## Start Records provided

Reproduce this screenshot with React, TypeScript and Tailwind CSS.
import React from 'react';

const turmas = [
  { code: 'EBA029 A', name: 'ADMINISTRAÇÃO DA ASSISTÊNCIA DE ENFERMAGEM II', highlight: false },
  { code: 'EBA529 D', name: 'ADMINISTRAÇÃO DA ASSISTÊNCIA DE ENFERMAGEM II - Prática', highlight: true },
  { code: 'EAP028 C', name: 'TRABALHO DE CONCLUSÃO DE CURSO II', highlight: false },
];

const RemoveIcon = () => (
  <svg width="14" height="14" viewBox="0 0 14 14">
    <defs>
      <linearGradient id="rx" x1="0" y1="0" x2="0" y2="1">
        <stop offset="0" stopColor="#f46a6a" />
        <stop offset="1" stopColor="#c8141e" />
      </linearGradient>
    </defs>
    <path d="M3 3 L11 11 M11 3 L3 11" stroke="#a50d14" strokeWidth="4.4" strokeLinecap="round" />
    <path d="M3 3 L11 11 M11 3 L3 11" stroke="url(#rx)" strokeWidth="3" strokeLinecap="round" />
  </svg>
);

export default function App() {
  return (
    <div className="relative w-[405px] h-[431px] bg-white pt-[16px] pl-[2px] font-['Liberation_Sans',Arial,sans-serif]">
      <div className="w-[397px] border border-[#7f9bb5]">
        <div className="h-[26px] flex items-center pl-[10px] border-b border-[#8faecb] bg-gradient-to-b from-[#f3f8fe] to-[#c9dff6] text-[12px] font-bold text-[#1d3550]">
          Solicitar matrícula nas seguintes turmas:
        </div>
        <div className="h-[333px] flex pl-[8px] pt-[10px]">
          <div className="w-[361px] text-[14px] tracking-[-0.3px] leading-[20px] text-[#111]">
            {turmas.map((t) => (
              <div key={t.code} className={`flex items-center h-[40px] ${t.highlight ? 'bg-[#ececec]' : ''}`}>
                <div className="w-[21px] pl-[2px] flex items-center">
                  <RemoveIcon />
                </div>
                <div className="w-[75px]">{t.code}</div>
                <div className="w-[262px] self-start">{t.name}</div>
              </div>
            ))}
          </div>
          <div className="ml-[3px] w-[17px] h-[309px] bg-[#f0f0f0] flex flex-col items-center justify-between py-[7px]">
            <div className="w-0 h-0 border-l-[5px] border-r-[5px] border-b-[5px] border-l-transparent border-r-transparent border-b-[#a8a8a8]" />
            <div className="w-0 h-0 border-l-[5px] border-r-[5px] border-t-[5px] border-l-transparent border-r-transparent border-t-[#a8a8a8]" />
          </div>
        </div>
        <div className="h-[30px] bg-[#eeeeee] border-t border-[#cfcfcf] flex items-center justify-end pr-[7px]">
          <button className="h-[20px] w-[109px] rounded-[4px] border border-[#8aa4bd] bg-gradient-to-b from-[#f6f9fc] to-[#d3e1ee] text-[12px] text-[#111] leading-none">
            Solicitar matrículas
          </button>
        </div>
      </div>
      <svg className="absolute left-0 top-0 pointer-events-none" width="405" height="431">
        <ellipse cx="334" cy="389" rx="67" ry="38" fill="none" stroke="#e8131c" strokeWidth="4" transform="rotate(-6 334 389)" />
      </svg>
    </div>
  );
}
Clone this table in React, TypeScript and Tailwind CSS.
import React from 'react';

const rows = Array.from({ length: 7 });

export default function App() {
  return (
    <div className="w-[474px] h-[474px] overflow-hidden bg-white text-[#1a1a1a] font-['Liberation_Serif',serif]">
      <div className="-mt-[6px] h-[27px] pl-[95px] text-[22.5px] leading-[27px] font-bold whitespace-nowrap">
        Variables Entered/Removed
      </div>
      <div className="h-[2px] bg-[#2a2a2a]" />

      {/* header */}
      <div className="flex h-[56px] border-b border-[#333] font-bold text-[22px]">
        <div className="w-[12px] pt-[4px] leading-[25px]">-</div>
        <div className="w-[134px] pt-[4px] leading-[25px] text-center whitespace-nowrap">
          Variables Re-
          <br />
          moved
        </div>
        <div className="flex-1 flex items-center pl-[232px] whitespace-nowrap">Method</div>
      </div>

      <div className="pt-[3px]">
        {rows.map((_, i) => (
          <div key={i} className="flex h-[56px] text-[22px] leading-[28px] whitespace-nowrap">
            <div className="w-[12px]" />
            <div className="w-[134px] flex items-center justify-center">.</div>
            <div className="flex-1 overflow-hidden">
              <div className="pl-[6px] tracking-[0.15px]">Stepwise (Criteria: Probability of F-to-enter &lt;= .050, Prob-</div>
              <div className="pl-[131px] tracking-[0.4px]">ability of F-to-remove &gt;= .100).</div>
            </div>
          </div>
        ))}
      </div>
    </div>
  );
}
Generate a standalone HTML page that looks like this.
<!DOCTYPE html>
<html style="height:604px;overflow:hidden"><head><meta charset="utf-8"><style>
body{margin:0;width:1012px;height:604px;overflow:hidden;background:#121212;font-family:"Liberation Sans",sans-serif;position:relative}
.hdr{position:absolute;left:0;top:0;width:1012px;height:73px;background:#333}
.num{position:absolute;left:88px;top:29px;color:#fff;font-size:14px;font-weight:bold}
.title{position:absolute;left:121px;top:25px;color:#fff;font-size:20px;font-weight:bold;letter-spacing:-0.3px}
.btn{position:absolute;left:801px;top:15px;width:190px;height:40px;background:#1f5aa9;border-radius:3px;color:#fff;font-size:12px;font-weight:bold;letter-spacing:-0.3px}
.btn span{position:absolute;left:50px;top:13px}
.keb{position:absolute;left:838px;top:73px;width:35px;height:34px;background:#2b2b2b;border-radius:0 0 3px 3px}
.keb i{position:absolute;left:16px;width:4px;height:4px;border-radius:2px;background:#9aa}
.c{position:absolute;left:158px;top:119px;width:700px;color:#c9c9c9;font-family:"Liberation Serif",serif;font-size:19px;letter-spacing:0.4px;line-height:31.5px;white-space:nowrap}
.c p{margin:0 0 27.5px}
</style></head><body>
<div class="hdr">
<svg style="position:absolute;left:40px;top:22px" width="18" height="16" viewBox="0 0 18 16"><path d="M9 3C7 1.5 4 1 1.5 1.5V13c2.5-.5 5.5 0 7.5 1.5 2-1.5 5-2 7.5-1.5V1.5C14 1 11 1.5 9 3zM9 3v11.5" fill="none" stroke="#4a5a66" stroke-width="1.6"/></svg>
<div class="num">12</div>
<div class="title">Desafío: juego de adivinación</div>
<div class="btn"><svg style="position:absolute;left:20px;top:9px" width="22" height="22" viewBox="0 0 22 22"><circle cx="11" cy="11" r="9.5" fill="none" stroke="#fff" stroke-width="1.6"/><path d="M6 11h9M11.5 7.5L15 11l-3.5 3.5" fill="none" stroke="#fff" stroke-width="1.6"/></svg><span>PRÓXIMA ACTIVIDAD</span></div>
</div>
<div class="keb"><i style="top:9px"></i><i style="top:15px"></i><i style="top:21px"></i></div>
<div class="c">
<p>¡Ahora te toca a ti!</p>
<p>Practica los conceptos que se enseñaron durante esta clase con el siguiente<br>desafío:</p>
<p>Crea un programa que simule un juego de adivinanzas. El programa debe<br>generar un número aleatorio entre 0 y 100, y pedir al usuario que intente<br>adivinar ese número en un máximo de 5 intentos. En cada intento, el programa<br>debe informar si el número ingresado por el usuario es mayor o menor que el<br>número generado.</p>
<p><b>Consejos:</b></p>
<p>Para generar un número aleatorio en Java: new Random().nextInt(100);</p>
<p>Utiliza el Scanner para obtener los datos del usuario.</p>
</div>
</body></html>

## End Records provided

> **What the task asks**
From the records, copy every line that has the string "React" in it.

> **Answer to the task**
Reproduce this screenshot with React, TypeScript and Tailwind CSS.
import React from 'react';
Clone this table in React, TypeScript and Tailwind CSS.
import React from 'react';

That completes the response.